“È una sentenza che reputo totalmente ingiusta. Sebbene io per primo abbia commesso qualche errore di valutazione su talune persone e su alcuni comportamenti, la mia amministrazione ha sempre agito con la massima onestà intellettuale. Nessun atto è stato adottato per favorire chicchessia, men che meno ambienti camorristici”. Non nasconde il suo rammarico Andrea Villano nel commentare la decisione del Tar del Lazio che ha respinto il ricorso contro lo scioglimento del consiglio comunale di Orta di Atella per presunte infiltrazioni mafiose, disposto dal governo il 6 novembre 2019. L’ex sindaco ci tiene a precisare che non si tratta di una difesa d’ufficio. “Sono gli stessi giudici del Tar a stabilire la legittimità degli atti da noi assunti. Non solo. Nella sentenza si dice chiaramente che non abbiamo subito alcun condizionamento e che non abbiamo favorito nessuno”. In effetti i giudici amministrativi hanno sottolineato che “il provvedimento di scioglimento non ha natura sanzionatoria, ma preventiva”, precisando che “stante l’ampia sfera di discrezionalità di cui l’amministrazione dispone in sede di valutazione dei fenomeni connessi all’ordine pubblico, le vicende che costituiscono il presupposto del provvedimento di scioglimento devono essere considerate nel loro insieme, non atomisticamente, e devono risultare idonee a delineare, con una ragionevole ricostruzione, il quadro complessivo del condizionamento mafioso”.

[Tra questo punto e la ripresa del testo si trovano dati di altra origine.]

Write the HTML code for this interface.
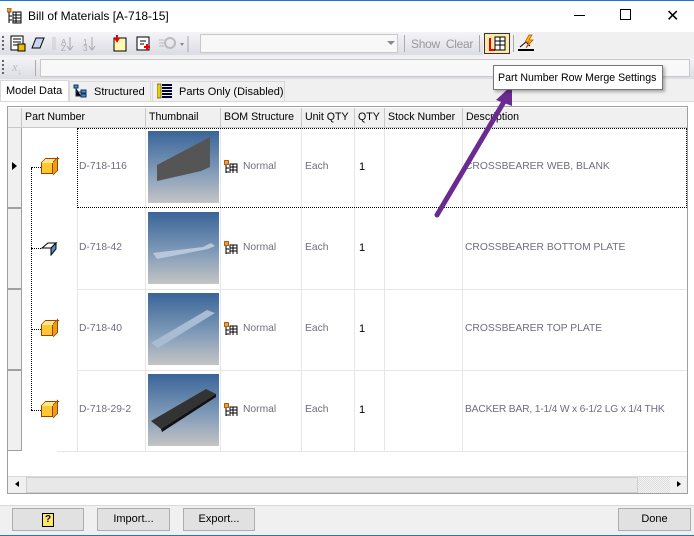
<!DOCTYPE html>
<html><head><meta charset="utf-8"><style>
*{box-sizing:border-box;margin:0;padding:0}
body{width:694px;height:536px;background:#f0f0f0;font-family:"Liberation Sans",sans-serif;font-size:11px;position:relative;overflow:hidden;color:#000}
.a{position:absolute}
.g{color:#6e6e7e;font-size:10.3px!important}
.t{font-size:11px;white-space:nowrap}
.btn{position:absolute;top:508px;height:23px;border:1px solid #adadad;background:#e1e1e1;text-align:center;line-height:21px;font-size:11px}
.vl{position:absolute;width:1px;background:#e6e6e6}
.hl{position:absolute;height:1px;background:#e6e6e6}
.th{position:absolute;top:108px;height:19px;line-height:19px;padding-left:3px;border-right:1px solid #c8c8c8;background:#f0f0f0;font-size:10.6px;white-space:nowrap}
.cube{position:absolute;width:12px;height:12px;background:#ffc830;border:1px solid #a04000}
.cube:before{content:"";position:absolute;left:1px;top:-5px;width:12px;height:4px;background:#ffe890;border:1px solid #a04000;border-bottom:none;transform:skewX(-45deg)}
.cube:after{content:"";position:absolute;left:11px;top:-4px;width:4px;height:12px;background:#e8a010;border:1px solid #a04000;border-left:none;transform:skewY(-45deg)}
.thumb{position:absolute;left:148px;width:71px;height:72px;background:linear-gradient(#3a6598,#7f9ab8 55%,#c4c4c4)}
.bom{position:absolute;left:224px;width:14px;height:13px}
</style></head><body>
<div class="a" style="left:0;top:0;width:694px;height:32px;background:#fff;border-top:1px solid #1a78d4"></div>
<svg class="a" style="left:7px;top:8px" width="16" height="16"><rect x="0" y="0" width="4" height="4" fill="#f0a020" stroke="#a04000" stroke-width=".8"/><path d="M2 4V15M2 8H5M2 12H5" stroke="#000"/><rect x="6" y="4" width="8" height="11" fill="none" stroke="#000"/><path d="M6 7H14M6 10H14M6 13H14M9 4V15" stroke="#000"/></svg>
<div class="a t" style="left:28px;top:9px;font-size:12px">Bill of Materials [A-718-15]</div>
<div class="a" style="left:574px;top:15px;width:11px;height:1px;background:#000"></div>
<div class="a" style="left:620px;top:9px;width:11px;height:11px;border:1px solid #000"></div>
<div class="a" style="left:666px;top:6px;font-size:16px">✕</div>

<div class="a" style="left:0;top:32px;width:483px;height:23px;background:linear-gradient(#f4f4f8,#dcdce4)"></div>
<div class="a" style="left:2px;top:36px;width:2px;height:14px;border-left:2px dotted #666"></div>
<svg class="a" style="left:10px;top:34px" width="190" height="20">
<rect x="1" y="2" width="12" height="14" fill="#fff" stroke="#000"/><path d="M3 5H11M3 8H11M3 11H8" stroke="#000"/><rect x="8" y="10" width="7" height="7" fill="#e8c000" stroke="#000"/>
<path d="M22 14L26 4H34L30 14Z" fill="#c8d4f0" stroke="#000"/>
<path d="M43 3V16M45 3V16" stroke="#ccc"/>
<text x="51" y="11" font-size="8" fill="#aaa">A</text><text x="51" y="17" font-size="8" fill="#aaa">Z</text><path d="M60 3V15M57 12L60 16L63 12" stroke="#aaa" fill="none"/>
<text x="73" y="11" font-size="8" fill="#aaa">1</text><text x="73" y="17" font-size="8" fill="#aaa">3</text><path d="M82 3V15M79 12L82 16L85 12" stroke="#aaa" fill="none"/>
<rect x="104" y="4" width="12" height="13" fill="#fff8b0" stroke="#000"/><path d="M107 1V6M105 4L107 7L109 4" stroke="#e00" stroke-width="2" fill="none"/>
<rect x="127" y="3" width="12" height="13" fill="#fff" stroke="#000"/><path d="M130 7H136M130 10H134" stroke="#000"/><path d="M137 10V16M134 13H140" stroke="#e00" stroke-width="2"/>
<circle cx="160" cy="9" r="5" fill="none" stroke="#bbb" stroke-width="2"/><path d="M149 6H154M149 9H154M149 12H154" stroke="#bbb"/><path d="M170 9L174 9L172 12Z" fill="#888"/>
<path d="M178 2V18" stroke="#aaa"/></svg>
<div class="a" style="left:200px;top:34px;width:198px;height:19px;background:#f8f8f8;border:1px solid #c8c8c8"></div>
<div class="a" style="left:387px;top:41px;border:4px solid transparent;border-top:4px solid #888"></div>
<div class="a" style="left:404px;top:35px;width:1px;height:17px;background:#aaa"></div>
<div class="a t" style="left:411px;top:37px;color:#999;font-size:12px;letter-spacing:-.3px">Show&nbsp; Clear</div>
<div class="a" style="left:479px;top:35px;width:1px;height:17px;background:#aaa"></div>
<div class="a" style="left:484px;top:33px;width:26px;height:21px;background:#ffe9a8;border:1px solid #333"></div>
<svg class="a" style="left:487px;top:35px" width="22" height="18"><path d="M3 3V15H8" stroke="#e00" stroke-width="2" fill="none"/><rect x="8" y="2" width="10" height="13" fill="#fff" stroke="#000"/><path d="M8 6H18M8 10H18M13 2V15" stroke="#000"/></svg>
<div class="a" style="left:513px;top:35px;width:1px;height:17px;background:#aaa"></div>
<svg class="a" style="left:516px;top:34px" width="20" height="20"><path d="M2 16H18" stroke="#000" stroke-width="2"/><path d="M4 13L10 8L14 12" stroke="#000" fill="none"/><path d="M13 1L9 8H13L10 14L17 6H13L16 1Z" fill="#f0c000" stroke="#c04000" stroke-width=".7"/></svg>

<div class="a" style="left:0;top:57px;width:694px;height:22px;background:linear-gradient(#f4f4f8,#dcdce4)"></div>
<div class="a" style="left:2px;top:60px;width:2px;height:14px;border-left:2px dotted #666"></div>
<div class="a t" style="left:12px;top:59px;color:#bbb;font-style:italic;font-size:13px;font-family:'Liberation Serif',serif">x<sub style="font-size:8px">↓</sub></div>
<div class="a" style="left:35px;top:60px;width:1px;height:16px;background:#aaa"></div>
<div class="a" style="left:40px;top:59px;width:650px;height:18px;background:#f8f8f8;border:1px solid #c8c8c8"></div>

<div class="a" style="left:0;top:80px;width:69px;height:22px;background:#fff;border:1px solid #d9d9d9;border-bottom:none"></div>
<div class="a t" style="left:6px;top:85px">Model Data</div>
<div class="a" style="left:69px;top:81px;width:82px;height:21px;border:1px solid #d9d9d9;background:#f0f0f0"></div>
<svg class="a" style="left:73px;top:84px" width="16" height="14"><rect x="1" y="1" width="4" height="3" fill="#4a90d0" stroke="#135"/><path d="M3 4V12H8M3 8H8" stroke="#135"/><rect x="8" y="6" width="5" height="3" fill="#4a90d0" stroke="#135"/><rect x="8" y="10" width="5" height="3" fill="#4a90d0" stroke="#135"/></svg>
<div class="a t" style="left:94px;top:86px">Structured</div>
<div class="a" style="left:152px;top:81px;width:133px;height:21px;border:1px solid #d9d9d9;background:#f0f0f0"></div>
<svg class="a" style="left:157px;top:83px" width="16" height="16"><rect x="0" y="1" width="4" height="14" fill="#e8d000" stroke="#333" stroke-width=".6"/><path d="M5 2H15M5 5H15M5 8H15M5 11H15M5 14H15" stroke="#003" stroke-width="2"/></svg>
<div class="a t" style="left:179px;top:86px">Parts Only (Disabled)</div>
<div class="a" style="left:0;top:101px;width:694px;height:1px;background:#d9d9d9"></div>
<div class="a" style="left:0;top:102px;width:694px;height:404px;background:#fff;border-bottom:1px solid #d9d9d9"></div>

<div class="a" style="left:7px;top:106px;width:681px;height:388px;border:1px solid #a0a0a0;background:#fff"></div>
<div class="th" style="left:8px;width:14px;background:#f0f0f0"></div>
<div class="th" style="left:22px;width:124px">Part Number</div>
<div class="th" style="left:146px;width:75px">Thumbnail</div>
<div class="th" style="left:221px;width:81px">BOM Structure</div>
<div class="th" style="left:302px;width:53px">Unit QTY</div>
<div class="th" style="left:355px;width:30px">QTY</div>
<div class="th" style="left:385px;width:78px">Stock Number</div>
<div class="th" style="left:463px;width:224px;border-right:none">Description</div>
<div class="a" style="left:8px;top:127px;width:679px;height:1px;background:#c8c8c8"></div>
<div class="a" style="left:8px;top:128px;width:14px;height:323px;background:#f0f0f0;border-right:1px solid #a0a0a0"></div>
<div class="a" style="left:8px;top:207px;width:14px;height:2px;background:#a0a0a0"></div>
<div class="a" style="left:8px;top:288px;width:14px;height:2px;background:#a0a0a0"></div>
<div class="a" style="left:8px;top:369px;width:14px;height:2px;background:#a0a0a0"></div>
<div class="a" style="left:8px;top:450px;width:14px;height:1px;background:#a0a0a0"></div>
<div class="a" style="left:12px;top:162px;border:4px solid transparent;border-left:5px solid #000"></div>
<div class="vl" style="left:77px;top:208px;height:243px"></div>
<div class="vl" style="left:145px;top:128px;height:323px"></div>
<div class="vl" style="left:220px;top:128px;height:323px"></div>
<div class="vl" style="left:301px;top:128px;height:323px"></div>
<div class="vl" style="left:354px;top:128px;height:323px"></div>
<div class="vl" style="left:384px;top:128px;height:323px"></div>
<div class="vl" style="left:462px;top:128px;height:323px"></div>
<div class="hl" style="left:77px;top:289px;width:610px"></div>
<div class="hl" style="left:77px;top:370px;width:610px"></div>
<div class="hl" style="left:57px;top:451px;width:630px"></div>
<div class="a" style="left:77px;top:128px;width:610px;height:80px;border:1px dotted #000"></div>
<div class="a" style="left:31px;top:168px;width:1px;height:242px;border-left:1px dotted #000"></div>
<div class="a" style="left:31px;top:167px;width:10px;border-top:1px dotted #000"></div>
<div class="a" style="left:31px;top:248px;width:10px;border-top:1px dotted #000"></div>
<div class="a" style="left:31px;top:329px;width:10px;border-top:1px dotted #000"></div>
<div class="a" style="left:31px;top:410px;width:10px;border-top:1px dotted #000"></div>
<div class="cube" style="left:41px;top:162px"></div>
<svg class="a" style="left:41px;top:240px" width="16" height="16"><path d="M1 8L7 3H15L10 8Z" fill="#fff" stroke="#000"/><path d="M10 8L15 3V9L10 15Z" fill="#5a8ad0" stroke="#000"/></svg>
<div class="cube" style="left:41px;top:324px"></div>
<div class="cube" style="left:41px;top:405px"></div>

<div class="thumb" style="top:131px"></div>
<svg class="a" style="left:148px;top:131px" width="71" height="72"><path d="M9 34L62 6V36L53 40L9 50Z" fill="#555"/></svg>
<div class="thumb" style="top:212px"></div>
<svg class="a" style="left:148px;top:212px" width="71" height="72"><path d="M5 41L55 35L63 31L67 34L60 37L9 47Z" fill="#b8c8da"/></svg>
<div class="thumb" style="top:293px"></div>
<svg class="a" style="left:148px;top:293px" width="71" height="72"><path d="M3 50L59 17L67 20L10 55Z" fill="#a8bcd4"/></svg>
<div class="thumb" style="top:374px"></div>
<svg class="a" style="left:148px;top:374px" width="71" height="72"><path d="M3 47L58 15L68 20L13 55Z" fill="#333"/><path d="M13 55L68 20V23L14 58Z" fill="#111"/></svg>

<svg width="0" height="0" style="position:absolute"><defs><g id="bm"><rect x="0.5" y="0.5" width="4" height="4" fill="#f0a020" stroke="#a04000" stroke-width=".8"/><path d="M2 5V14M2 8H5M2 12H5" stroke="#000"/><rect x="6" y="4" width="7" height="10" fill="none" stroke="#000"/><path d="M6 7H13M6 10H13M9 4V14" stroke="#000"/></g></defs></svg>
<svg class="bom" style="top:160px"><use href="#bm"/></svg>
<svg class="bom" style="top:241px"><use href="#bm"/></svg>
<svg class="bom" style="top:322px"><use href="#bm"/></svg>
<svg class="bom" style="top:403px"><use href="#bm"/></svg>

<div class="a t g" style="left:79px;top:161px">D-718-116</div>
<div class="a t g" style="left:243px;top:161px">Normal</div>
<div class="a t g" style="left:305px;top:161px">Each</div>
<div class="a t" style="left:359px;top:161px">1</div>
<div class="a t g" style="left:465px;top:161px">CROSSBEARER WEB, BLANK</div>
<div class="a t g" style="left:79px;top:242px">D-718-42</div>
<div class="a t g" style="left:243px;top:242px">Normal</div>
<div class="a t g" style="left:305px;top:242px">Each</div>
<div class="a t" style="left:359px;top:242px">1</div>
<div class="a t g" style="left:465px;top:242px">CROSSBEARER BOTTOM PLATE</div>
<div class="a t g" style="left:79px;top:323px">D-718-40</div>
<div class="a t g" style="left:243px;top:323px">Normal</div>
<div class="a t g" style="left:305px;top:323px">Each</div>
<div class="a t" style="left:359px;top:323px">1</div>
<div class="a t g" style="left:465px;top:323px">CROSSBEARER TOP PLATE</div>
<div class="a t g" style="left:79px;top:404px">D-718-29-2</div>
<div class="a t g" style="left:243px;top:404px">Normal</div>
<div class="a t g" style="left:305px;top:404px">Each</div>
<div class="a t" style="left:359px;top:404px">1</div>
<div class="a t g" style="left:465px;top:404px;letter-spacing:-.2px">BACKER BAR, 1-1/4 W x 6-1/2 LG x 1/4 THK</div>

<div class="a" style="left:8px;top:476px;width:679px;height:17px;background:#f0f0f0;border-top:1px solid #d9d9d9"></div>
<div class="a" style="left:26px;top:477px;width:612px;height:16px;background:#e8e8e8;border:1px solid #cfcfcf"></div>
<div class="a" style="left:638px;top:477px;width:32px;height:16px;background:repeating-conic-gradient(#ddd 0 25%,#f4f4f4 0 50%) 0 0/2px 2px"></div>
<div class="a" style="left:12px;top:481px;border:3px solid transparent;border-right:4px solid #000"></div>
<div class="a" style="left:677px;top:481px;border:3px solid transparent;border-left:4px solid #000"></div>

<div class="btn" style="left:12px;width:72px"><span style="display:inline-block;width:12px;height:14px;margin-top:3px;border:1px solid #000;background:#ffe860;line-height:12px;font-weight:bold;color:#003;font-size:10px">?</span></div>
<div class="btn" style="left:97px;width:73px">Import...</div>
<div class="btn" style="left:183px;width:72px">Export...</div>
<div class="btn" style="left:618px;width:73px">Done</div>
<div class="a" style="left:0;top:535px;width:694px;height:1px;background:#1a78d4"></div>

<svg class="a" style="left:0;top:0" width="694" height="536"><path d="M437 215L505 100" stroke="#6a2a90" stroke-width="5" stroke-linecap="round"/><path d="M512 85L496 100L512 106Z" fill="#6a2a90"/></svg>
<div class="a" style="left:493px;top:65px;width:170px;height:25px;background:#fff;border:1px solid #767676;box-shadow:2px 2px 3px rgba(0,0,0,.3)"></div>
<div class="a t" style="left:498px;top:72px;font-size:10.6px">Part Number Row Merge Settings</div>
</body></html>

Inoltre il collegio giudicante ha richiamato la relazione del ministro dell’Interno Luciana Lamorgese. “Si evidenzia, in primo luogo, la sostanziale continuità nella composizione delle amministrazioni che si sono susseguite e sono state oggetto di precedenti provvedimenti dissolutori per infiltrazioni mafiose nel 2008, delineando un quadro caratterizzato dalla ricorrenza delle stesse persone o di loro familiari nei gruppi politici avvicendatisi nelle gestioni amministrative, con il conseguente perdurare dei legami tra gli amministratori e soggetti contigui alla criminalità organizzata locale”. Ed è proprio questo “ragionamento” che non va giù a Villano. “Si tratta di una logica che implica gravi ripercussioni sia sul piano democratico che politico-amministrativo. Con una motivazione così aleatoria – sostiene l’ex primo cittadino ortese – ci sarà un vulnus democratico. Le persone perbene non si candideranno nemmeno sotto tortura se correranno il rischio di essere “sciolti” per camorra per il solo fatto di avere rapporti di parentela o addirittura di sola amicizia con amministratori o politici del passato. Peraltro – aggiunge Villano – se passasse questo principio, dovrebbero preventivamente essere sciolte tutte le amministrazioni locali dei piccoli Comuni nei quali l’intreccio di parentela e di amicizia è inevitabile, salvo se non decida di candidare gente presa da altre città o proveniente da Marte”.
A scanso di equivoci, l’ex sindaco illustra più diffusamente il suo pensiero. “Per carità, si devono creare tutte le condizioni e produrre il massimo sforzo per tenere la camorra distante chilometri dalle istituzioni. Questo compito – dichiara Villano – spetta alla classe dirigente e ai rappresentanti istituzionali, ma lo scioglimento di un consiglio comunale eletto democraticamente deve basarsi su atti concreti, deve trovare riscontro in provvedimenti che quantomeno comprovino il condizionamento o il legame con le organizzazioni criminali. In questo senso, ritengo che la normativa in materia di scioglimenti andrebbe rivista, in quanto con questi margini di discrezionalità, una compagine civica priva di coperture politiche, che si candida a guidare una comunità, è oltremodo esposta a tali epiloghi”. Ed ora, dopo la bocciatura del Tar, che intenzioni ha Andrea Villano? Farà ricorso al consiglio di Stato. “Beh, – risponde diplomaticamente – mi prendo qualche giorno per decidere”. Di fronte alla nostra molesta insistenza si sbilancia un po’. “Vi devo dire se presenterò ricorso? Più sì che no”.